[start of DATA]

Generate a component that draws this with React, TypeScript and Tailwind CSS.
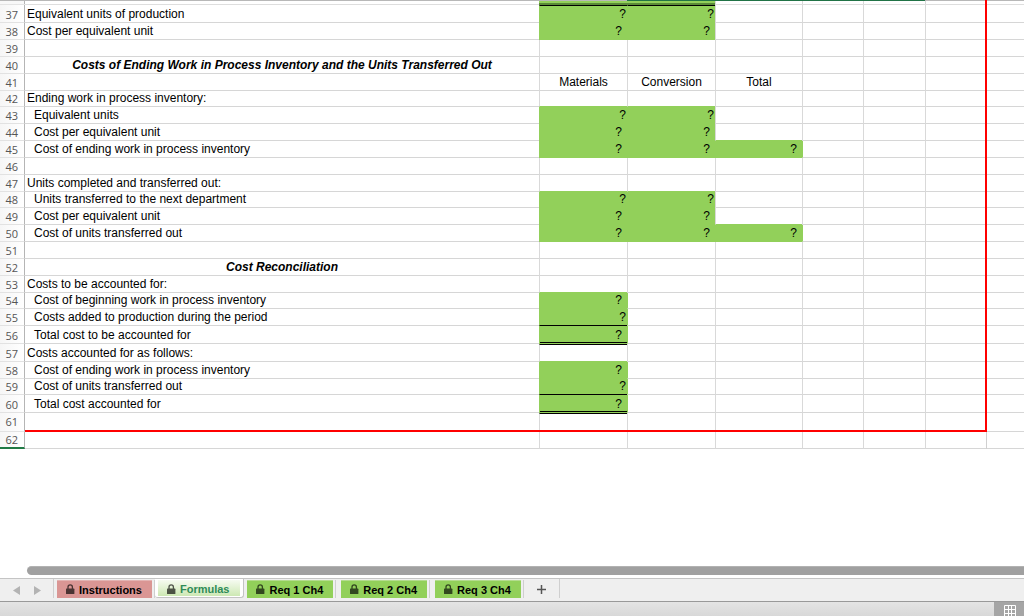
import React from "react";

type Row = {
  n: number;
  h: string;
  label?: string;
  kind?: "indent" | "title";
  cells?: string[];
  // One letter per column B, C, D: "n" = value flush right, "a" = accounting value, "." = empty.
  answers?: string;
  line?: "single" | "double";
};

const H16 = "h-[16px]";
const H17 = "h-[17px]";
const H18 = "h-[18px]";
const H19 = "h-[19px]";

const rows: Row[] = [
  { n: 37, h: H18, label: "Equivalent units of production", answers: "nn." },
  { n: 38, h: H17, label: "Cost per equivalent unit", answers: "aa." },
  { n: 39, h: H17 },
  { n: 40, h: H17, label: "Costs of Ending Work in Process Inventory and the Units Transferred Out", kind: "title" },
  { n: 41, h: H17, cells: ["Materials", "Conversion", "Total"] },
  { n: 42, h: H16, label: "Ending work in process inventory:" },
  { n: 43, h: H17, label: "Equivalent units", kind: "indent", answers: "nn." },
  { n: 44, h: H17, label: "Cost per equivalent unit", kind: "indent", answers: "aa." },
  { n: 45, h: H17, label: "Cost of ending work in process inventory", kind: "indent", answers: "aaa" },
  { n: 46, h: H17 },
  { n: 47, h: H17, label: "Units completed and transferred out:" },
  { n: 48, h: H16, label: "Units transferred to the next department", kind: "indent", answers: "nn." },
  { n: 49, h: H17, label: "Cost per equivalent unit", kind: "indent", answers: "aa." },
  { n: 50, h: H17, label: "Cost of units transferred out", kind: "indent", answers: "aaa" },
  { n: 51, h: H17 },
  { n: 52, h: H17, label: "Cost Reconciliation", kind: "title" },
  { n: 53, h: H17, label: "Costs to be accounted for:" },
  { n: 54, h: H16, label: "Cost of beginning work in process inventory", kind: "indent", answers: "a.." },
  { n: 55, h: H17, label: "Costs added to production during the period", kind: "indent", answers: "n..", line: "single" },
  { n: 56, h: H18, label: "Total cost to be accounted for", kind: "indent", answers: "a..", line: "double" },
  { n: 57, h: H18, label: "Costs accounted for as follows:" },
  { n: 58, h: H17, label: "Cost of ending work in process inventory", kind: "indent", answers: "a.." },
  { n: 59, h: H16, label: "Cost of units transferred out", kind: "indent", answers: "n..", line: "single" },
  { n: 60, h: H18, label: "Total cost accounted for", kind: "indent", answers: "a..", line: "double" },
  { n: 61, h: H19 },
  { n: 62, h: H17 },
];

// The red frame under row 61 is cast upwards by the cells of row 62.
const frameBelow = "shadow-[0_-2px_0_#ff0000]";

const isAnswer = (r: number, c: number) => {
  const mark = rows[r]?.answers?.[c];
  return mark === "n" || mark === "a";
};

function ValueCell({ r, c }: { r: number; c: number }) {
  const row = rows[r];
  const filled = isAnswer(r, c);
  const first = c === 0;
  const bottom =
    first && row.line === "single"
      ? "border-b-black"
      : filled || isAnswer(r + 1, c)
        ? "border-b-[#92d05a]"
        : "border-b-[#d6d6d6]";
  const left = filled || (c !== 2 && isAnswer(r, c - 1)) ? "border-l-[#92d05a]" : "border-l-[#d9d9d9]";
  const top = (first && rows[r - 1]?.line === "double") || (r === 0 && filled) ? "border-t border-t-black" : "";
  const shadow = row.n === 62 ? frameBelow : first && row.line === "double" ? "shadow-[inset_0_-1px_0_#000]" : "";
  const fill = filled ? "bg-[#92d05a] text-right" : "text-center";
  const pad = row.answers?.[c] === "a" ? "pr-[5px]" : filled ? "pr-px" : "";
  return (
    <td className={`border-b border-l p-0 pb-px align-bottom ${bottom} ${left} ${top} ${shadow} ${fill} ${pad}`}>
      {filled ? "?" : row.cells?.[c]}
    </td>
  );
}

function Sheet() {
  return (
    <table className="w-full table-fixed border-separate border-spacing-0 text-[12px] leading-[13px] text-black">
      <colgroup>
        <col className="w-[25px]" />
        <col className="w-[514px]" />
        <col className="w-[88px]" />
        <col className="w-[88px]" />
        <col className="w-[87px]" />
        <col className="w-[61px]" />
        <col className="w-[62px]" />
        <col className="w-[62px]" />
        <col />
      </colgroup>
      <tbody>
        <tr className="h-[5px] leading-[0]">
          <td className="border-t border-b border-t-[#b8b8b8] border-b-[#e4e4e4] bg-[#f8f8f8] p-0 shadow-[inset_-1px_0_0_#b5b5b5]" />
          <td className="border-t border-b border-t-[#b8b8b8] border-b-[#dedede] p-0" />
          <td className="border-t border-b-2 border-t-[#b8b8b8] border-b-[#5a8a38] bg-[#92d05a] p-0" />
          <td className="border-t border-b-2 border-t-[#217346] border-b-[#5a8a38] bg-[#92d05a] p-0" />
          <td className="border-t border-b border-t-[#217346] border-b-[#dedede] p-0 shadow-[inset_1px_0_0_#d9d9d9]" />
          <td className="border-t border-b border-t-[#217346] border-b-[#dedede] p-0 shadow-[inset_1px_0_0_#d9d9d9]" />
          <td className="border-t border-b border-t-[#217346] border-b-[#dedede] p-0 shadow-[inset_1px_0_0_#d9d9d9]" />
          <td className="border-t border-b border-t-[#b8b8b8] border-b-[#dedede] p-0 shadow-[inset_1px_0_0_#d9d9d9]" />
          <td className="border-t border-b border-t-[#b8b8b8] border-b-[#dedede] p-0 shadow-[-2px_0_0_#ff0000]" />
        </tr>
        {rows.map((row, r) => {
          const last = row.n === 62;
          const label =
            row.kind === "title"
              ? "text-center font-bold italic"
              : row.kind === "indent"
                ? "pl-[9px]"
                : "pl-[2px]";
          const head = last ? "border-b-2 border-b-[#1f7a45]" : "border-b border-b-[#e2e2e2]";
          return (
            <tr key={row.n} className={row.h}>
              <th
                scope="row"
                className={`border-r border-r-[#b5b5b5] bg-linear-to-r from-[#f6f6f6] to-white p-0 pr-[6px] pb-px text-right font-['Open_Sans',sans-serif] text-[11px] font-normal text-[#555] ${row.n === 61 ? "align-middle" : "align-bottom"} ${head}`}
              >
                {row.n}
              </th>
              <td
                className={`border-b border-b-[#d6d6d6] p-0 pb-px align-bottom whitespace-nowrap ${label} ${last ? frameBelow : ""}`}
              >
                {row.label}
              </td>
              <ValueCell r={r} c={0} />
              <ValueCell r={r} c={1} />
              <ValueCell r={r} c={2} />
              <ValueCell r={r} c={3} />
              <ValueCell r={r} c={4} />
              <td
                className={`border-b border-l border-b-[#d6d6d6] border-l-[#d9d9d9] p-0 ${last ? frameBelow : ""}`}
              />
              <td
                className={`border-b border-b-[#d6d6d6] p-0 ${last ? "shadow-[-1px_0_0_#d0d0d0]" : "shadow-[-2px_0_0_#ff0000]"}`}
              />
            </tr>
          );
        })}
      </tbody>
    </table>
  );
}

function Lock() {
  return (
    <svg viewBox="0 0 9 12" className="h-[12px] w-[9px] shrink-0 opacity-65" aria-hidden="true">
      <path d="M2 5.5V3a2.2 2.2 0 0 1 4.4 0V5.5" fill="none" stroke="#000" strokeWidth="1.3" />
      <rect x="0" y="4.6" width="8.4" height="5.4" rx="0.6" fill="#000" />
    </svg>
  );
}

function SheetTab({ name, tone }: { name: string; tone: string }) {
  return (
    <div className="flex border-r border-[#cfcfcf] pr-[2px] pl-[3px]">
      <button
        type="button"
        className={`flex h-[18px] items-center gap-[4px] border-t pr-[10px] pl-[9px] text-[11px] leading-[18px] font-bold whitespace-nowrap text-black ${tone}`}
      >
        <Lock />
        {name}
      </button>
    </div>
  );
}

export default function App() {
  return (
    <div className="flex min-h-screen flex-col overflow-hidden bg-white font-['Liberation_Sans',Arial,sans-serif]">
      <main className="flex-1">
        <Sheet />
      </main>
      <div className="pb-[3px] pl-[27px]">
        <div className="h-[9px] rounded-l-full border-t border-[#b2b2b2] bg-[#a0a0a0]" />
      </div>
      <nav aria-label="Sheets" className="flex h-[24px] border-t border-b border-t-[#c4c4c4] border-b-[#999] bg-[#efefef]">
        <div className="flex h-[19px] w-[54px] items-center justify-end gap-[14px] border-r border-[#cfcfcf] pt-[3px] pr-[12px]">
          <button type="button" aria-label="Previous sheet" className="flex">
            <svg viewBox="0 0 7 9" className="h-[9px] w-[7px]" fill="#b3b3b3"><path d="M7 0v9L0 4.5z" /></svg>
          </button>
          <button type="button" aria-label="Next sheet" className="flex">
            <svg viewBox="0 0 7 9" className="h-[9px] w-[7px]" fill="#b3b3b3"><path d="M0 0v9l7-4.5z" /></svg>
          </button>
        </div>
        <div className="flex h-[19px] pt-px">
          <SheetTab name="Instructions" tone="border-[#e3b4b3] bg-[#da9694]" />
        </div>
        <div className="flex h-[19px] rounded-b-[3px] border-r border-b border-[#c4c4c4] bg-white px-[3px]">
          <button
            type="button"
            aria-current="page"
            className="mt-px flex h-[16px] items-center gap-[4px] bg-linear-to-b from-[#f6fbf1] to-[#cde8b3] pt-[3px] pr-[11px] pl-[9px] text-[11px] font-bold whitespace-nowrap text-[#2e8b57]"
          >
            <Lock />
            Formulas
          </button>
        </div>
        <div className="flex h-[19px] gap-[2px] pt-px">
          <SheetTab name="Req 1 Ch4" tone="border-[#b4dc8e] bg-[#92d05a]" />
          <SheetTab name="Req 2 Ch4" tone="border-[#b4dc8e] bg-[#92d05a]" />
          <SheetTab name="Req 3 Ch4" tone="border-[#b4dc8e] bg-[#92d05a]" />
        </div>
        <button
          type="button"
          aria-label="Add sheet"
          className="flex h-[19px] w-[36px] items-center justify-center border-r border-[#cfcfcf] pt-[2px]"
        >
          <svg viewBox="0 0 9 9" className="h-[9px] w-[9px]" stroke="#555" strokeWidth="1.5"><path d="M4.5 0v9M0 4.5h9" /></svg>
        </button>
      </nav>
      <footer className="flex h-[14px] justify-end bg-linear-to-b from-[#e4e4e4] to-[#d8d8d8]">
        <button type="button" aria-label="Normal view" className="flex w-[30px] justify-center bg-[#a5a5a5] pt-[3px] pl-[2px]">
          <svg viewBox="0 0 12 12" className="h-[12px] w-[12px]" fill="none" stroke="#fff">
            <path d="M.5 12V.5h11V12M4.5 0v12M7.5 0v12M0 4.5h12M0 8.5h12" />
          </svg>
        </button>
      </footer>
    </div>
  );
}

[end of DATA]

§ EXERCISE PROMPT
From the listing, copy every line where the string "React" appears.

§ ANSWER TO THIS PROBLEM
Generate a component that draws this with React, TypeScript and Tailwind CSS.
import React from "react";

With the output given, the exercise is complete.